■ **Problem details**:
Retype the opening lines of the data exactly, stopping after the line that contains "import React from 'react';". Skip every picture.
┌─ Dataset entries
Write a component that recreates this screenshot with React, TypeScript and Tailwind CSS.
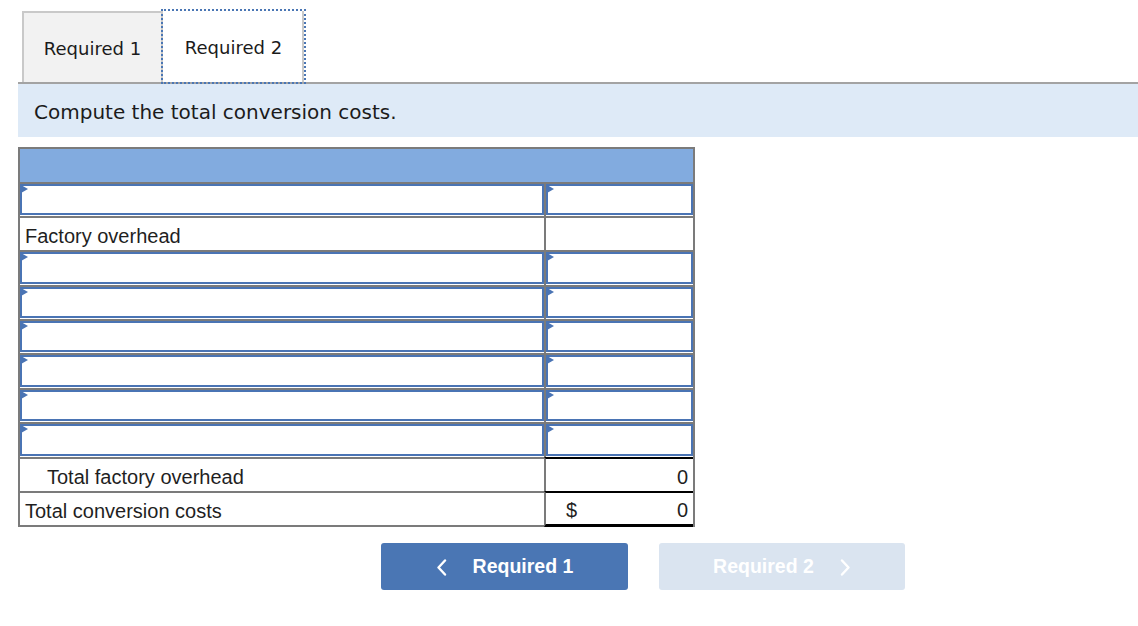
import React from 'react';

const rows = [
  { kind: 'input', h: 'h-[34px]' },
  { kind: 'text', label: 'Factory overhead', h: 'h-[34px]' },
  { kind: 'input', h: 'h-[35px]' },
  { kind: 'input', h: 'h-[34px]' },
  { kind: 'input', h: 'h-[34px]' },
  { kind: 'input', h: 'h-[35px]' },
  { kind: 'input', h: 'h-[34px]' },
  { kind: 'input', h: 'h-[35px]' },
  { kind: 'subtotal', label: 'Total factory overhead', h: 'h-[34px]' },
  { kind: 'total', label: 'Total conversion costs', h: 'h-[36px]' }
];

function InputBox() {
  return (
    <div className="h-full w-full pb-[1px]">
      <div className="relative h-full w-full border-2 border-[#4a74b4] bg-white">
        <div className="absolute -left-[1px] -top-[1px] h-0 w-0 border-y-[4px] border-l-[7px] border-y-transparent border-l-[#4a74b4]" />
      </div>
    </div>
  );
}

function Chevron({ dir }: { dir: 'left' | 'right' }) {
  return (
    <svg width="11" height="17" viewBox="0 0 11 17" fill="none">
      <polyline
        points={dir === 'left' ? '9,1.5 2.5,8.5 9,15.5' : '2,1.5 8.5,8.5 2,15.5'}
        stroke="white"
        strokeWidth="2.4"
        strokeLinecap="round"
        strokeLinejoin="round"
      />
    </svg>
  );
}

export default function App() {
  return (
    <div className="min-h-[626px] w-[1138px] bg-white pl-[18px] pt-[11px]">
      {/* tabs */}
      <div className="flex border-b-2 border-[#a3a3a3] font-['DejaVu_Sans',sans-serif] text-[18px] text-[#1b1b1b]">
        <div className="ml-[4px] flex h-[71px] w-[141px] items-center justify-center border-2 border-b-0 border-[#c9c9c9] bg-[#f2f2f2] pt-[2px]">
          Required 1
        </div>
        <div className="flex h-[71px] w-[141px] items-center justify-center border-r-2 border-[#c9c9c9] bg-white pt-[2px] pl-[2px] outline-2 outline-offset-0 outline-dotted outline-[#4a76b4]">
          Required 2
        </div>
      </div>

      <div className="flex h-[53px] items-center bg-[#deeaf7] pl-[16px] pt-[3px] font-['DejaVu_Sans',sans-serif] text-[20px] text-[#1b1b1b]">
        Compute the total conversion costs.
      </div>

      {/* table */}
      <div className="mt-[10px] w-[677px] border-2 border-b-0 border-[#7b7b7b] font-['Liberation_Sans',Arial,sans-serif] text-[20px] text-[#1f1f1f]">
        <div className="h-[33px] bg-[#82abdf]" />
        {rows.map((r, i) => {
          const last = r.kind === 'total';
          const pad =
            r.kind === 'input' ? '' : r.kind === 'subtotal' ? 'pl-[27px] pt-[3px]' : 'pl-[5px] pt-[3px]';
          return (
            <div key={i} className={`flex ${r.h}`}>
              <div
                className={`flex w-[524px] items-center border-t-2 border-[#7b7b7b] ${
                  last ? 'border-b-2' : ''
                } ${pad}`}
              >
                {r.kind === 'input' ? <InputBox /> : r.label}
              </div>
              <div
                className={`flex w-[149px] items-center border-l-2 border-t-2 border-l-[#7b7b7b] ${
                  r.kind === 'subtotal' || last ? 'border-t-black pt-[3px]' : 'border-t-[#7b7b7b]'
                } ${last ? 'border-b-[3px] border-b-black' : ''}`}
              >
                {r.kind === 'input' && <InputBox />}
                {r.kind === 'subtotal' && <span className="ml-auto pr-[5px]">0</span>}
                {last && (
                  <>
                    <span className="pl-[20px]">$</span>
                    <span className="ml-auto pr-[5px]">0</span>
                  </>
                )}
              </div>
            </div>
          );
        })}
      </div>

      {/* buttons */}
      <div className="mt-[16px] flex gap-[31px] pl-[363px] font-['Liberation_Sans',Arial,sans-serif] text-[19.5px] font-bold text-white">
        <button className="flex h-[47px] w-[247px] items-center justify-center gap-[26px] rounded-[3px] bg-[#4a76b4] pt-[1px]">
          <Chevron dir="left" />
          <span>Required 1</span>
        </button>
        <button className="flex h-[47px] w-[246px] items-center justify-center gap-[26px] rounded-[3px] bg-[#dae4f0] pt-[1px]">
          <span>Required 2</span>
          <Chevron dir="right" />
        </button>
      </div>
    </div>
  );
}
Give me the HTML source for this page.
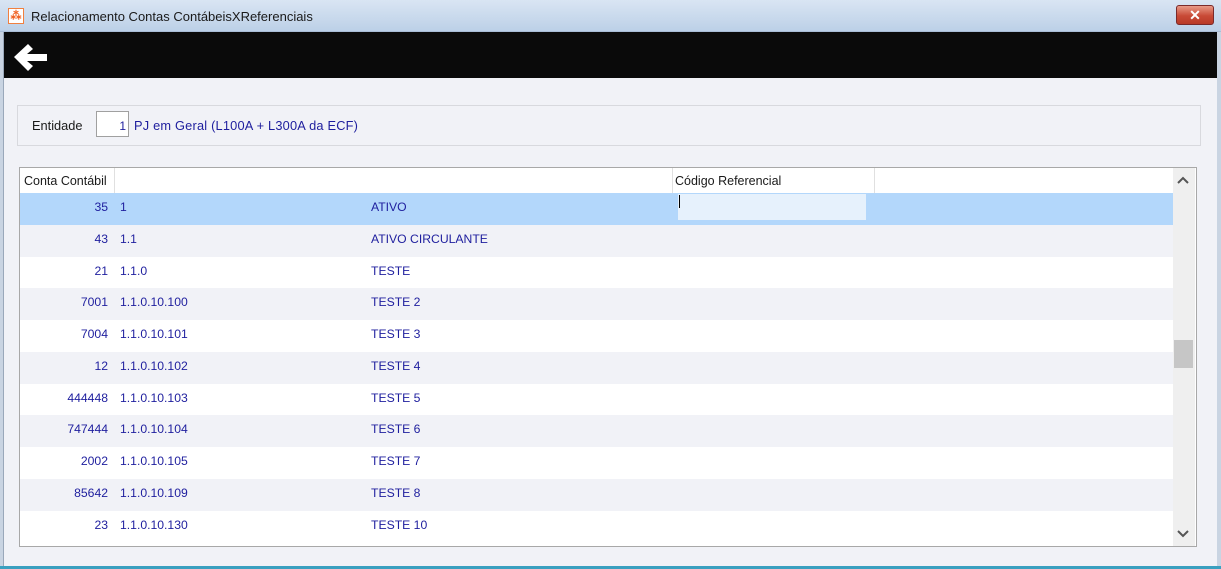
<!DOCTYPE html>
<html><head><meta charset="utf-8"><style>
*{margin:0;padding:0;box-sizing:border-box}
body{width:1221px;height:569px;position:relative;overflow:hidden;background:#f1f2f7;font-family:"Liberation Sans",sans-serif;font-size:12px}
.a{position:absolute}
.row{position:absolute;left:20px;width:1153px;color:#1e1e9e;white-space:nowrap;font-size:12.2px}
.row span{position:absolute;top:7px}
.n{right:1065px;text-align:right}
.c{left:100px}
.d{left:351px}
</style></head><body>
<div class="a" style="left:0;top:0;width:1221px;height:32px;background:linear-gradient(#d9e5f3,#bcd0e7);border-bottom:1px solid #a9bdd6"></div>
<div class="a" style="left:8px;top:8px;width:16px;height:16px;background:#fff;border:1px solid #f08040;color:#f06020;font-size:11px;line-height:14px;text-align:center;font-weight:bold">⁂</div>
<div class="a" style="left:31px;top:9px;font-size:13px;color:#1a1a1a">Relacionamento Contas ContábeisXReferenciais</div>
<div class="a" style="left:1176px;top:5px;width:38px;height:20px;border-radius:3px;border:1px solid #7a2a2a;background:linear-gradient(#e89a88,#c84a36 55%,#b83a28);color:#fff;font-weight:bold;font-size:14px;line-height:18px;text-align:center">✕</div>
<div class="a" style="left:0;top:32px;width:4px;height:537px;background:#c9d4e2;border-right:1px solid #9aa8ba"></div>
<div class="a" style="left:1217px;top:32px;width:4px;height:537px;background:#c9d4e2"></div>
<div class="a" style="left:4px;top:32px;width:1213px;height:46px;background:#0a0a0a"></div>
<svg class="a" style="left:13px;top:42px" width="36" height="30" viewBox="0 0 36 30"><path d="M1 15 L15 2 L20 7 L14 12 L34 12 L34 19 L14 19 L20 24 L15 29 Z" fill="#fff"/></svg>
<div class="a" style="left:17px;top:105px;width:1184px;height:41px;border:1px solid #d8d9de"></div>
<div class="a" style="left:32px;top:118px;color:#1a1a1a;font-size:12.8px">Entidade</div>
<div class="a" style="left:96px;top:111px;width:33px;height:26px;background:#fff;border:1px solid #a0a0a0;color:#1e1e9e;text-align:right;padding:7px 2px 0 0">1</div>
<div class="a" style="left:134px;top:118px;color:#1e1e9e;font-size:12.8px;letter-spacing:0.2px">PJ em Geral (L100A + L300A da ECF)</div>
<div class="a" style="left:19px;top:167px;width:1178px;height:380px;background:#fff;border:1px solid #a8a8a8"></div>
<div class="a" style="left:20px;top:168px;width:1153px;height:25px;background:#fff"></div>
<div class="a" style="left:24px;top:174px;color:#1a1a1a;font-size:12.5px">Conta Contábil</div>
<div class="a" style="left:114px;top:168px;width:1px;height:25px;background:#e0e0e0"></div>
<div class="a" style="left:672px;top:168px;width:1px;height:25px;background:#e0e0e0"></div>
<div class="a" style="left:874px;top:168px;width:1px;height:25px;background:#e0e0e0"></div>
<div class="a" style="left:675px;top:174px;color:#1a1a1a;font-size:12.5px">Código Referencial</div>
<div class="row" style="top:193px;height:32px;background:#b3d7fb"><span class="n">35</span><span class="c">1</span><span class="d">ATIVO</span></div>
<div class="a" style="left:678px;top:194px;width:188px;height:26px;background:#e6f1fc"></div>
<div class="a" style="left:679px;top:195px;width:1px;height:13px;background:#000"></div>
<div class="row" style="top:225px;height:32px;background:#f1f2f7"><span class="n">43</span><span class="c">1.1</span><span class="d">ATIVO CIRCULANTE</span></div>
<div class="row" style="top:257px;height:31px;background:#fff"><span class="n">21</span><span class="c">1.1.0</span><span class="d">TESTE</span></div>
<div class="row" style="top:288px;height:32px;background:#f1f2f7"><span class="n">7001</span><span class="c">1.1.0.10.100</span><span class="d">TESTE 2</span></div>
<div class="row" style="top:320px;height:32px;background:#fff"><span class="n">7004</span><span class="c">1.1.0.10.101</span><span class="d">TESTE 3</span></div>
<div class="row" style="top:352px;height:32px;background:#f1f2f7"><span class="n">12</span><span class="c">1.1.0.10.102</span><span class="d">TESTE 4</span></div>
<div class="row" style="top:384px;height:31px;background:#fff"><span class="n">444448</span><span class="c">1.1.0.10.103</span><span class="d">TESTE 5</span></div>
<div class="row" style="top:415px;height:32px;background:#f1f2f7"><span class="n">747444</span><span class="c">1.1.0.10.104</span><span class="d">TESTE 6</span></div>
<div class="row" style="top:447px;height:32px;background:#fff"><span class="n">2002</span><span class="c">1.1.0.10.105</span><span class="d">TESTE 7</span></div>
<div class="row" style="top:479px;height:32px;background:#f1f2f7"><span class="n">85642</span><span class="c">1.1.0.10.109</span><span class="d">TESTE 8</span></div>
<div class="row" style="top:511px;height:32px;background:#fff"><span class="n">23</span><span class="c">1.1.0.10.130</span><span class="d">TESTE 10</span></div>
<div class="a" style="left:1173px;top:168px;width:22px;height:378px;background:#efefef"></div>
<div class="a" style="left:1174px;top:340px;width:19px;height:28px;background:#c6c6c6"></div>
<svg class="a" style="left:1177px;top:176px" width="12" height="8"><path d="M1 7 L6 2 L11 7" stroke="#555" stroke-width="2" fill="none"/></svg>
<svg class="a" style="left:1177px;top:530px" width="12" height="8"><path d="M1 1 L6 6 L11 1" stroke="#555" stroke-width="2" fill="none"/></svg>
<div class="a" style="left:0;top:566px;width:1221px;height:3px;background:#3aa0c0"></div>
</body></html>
└─
■ **Solution to this task**:
Write a component that recreates this screenshot with React, TypeScript and Tailwind CSS.
import React from 'react';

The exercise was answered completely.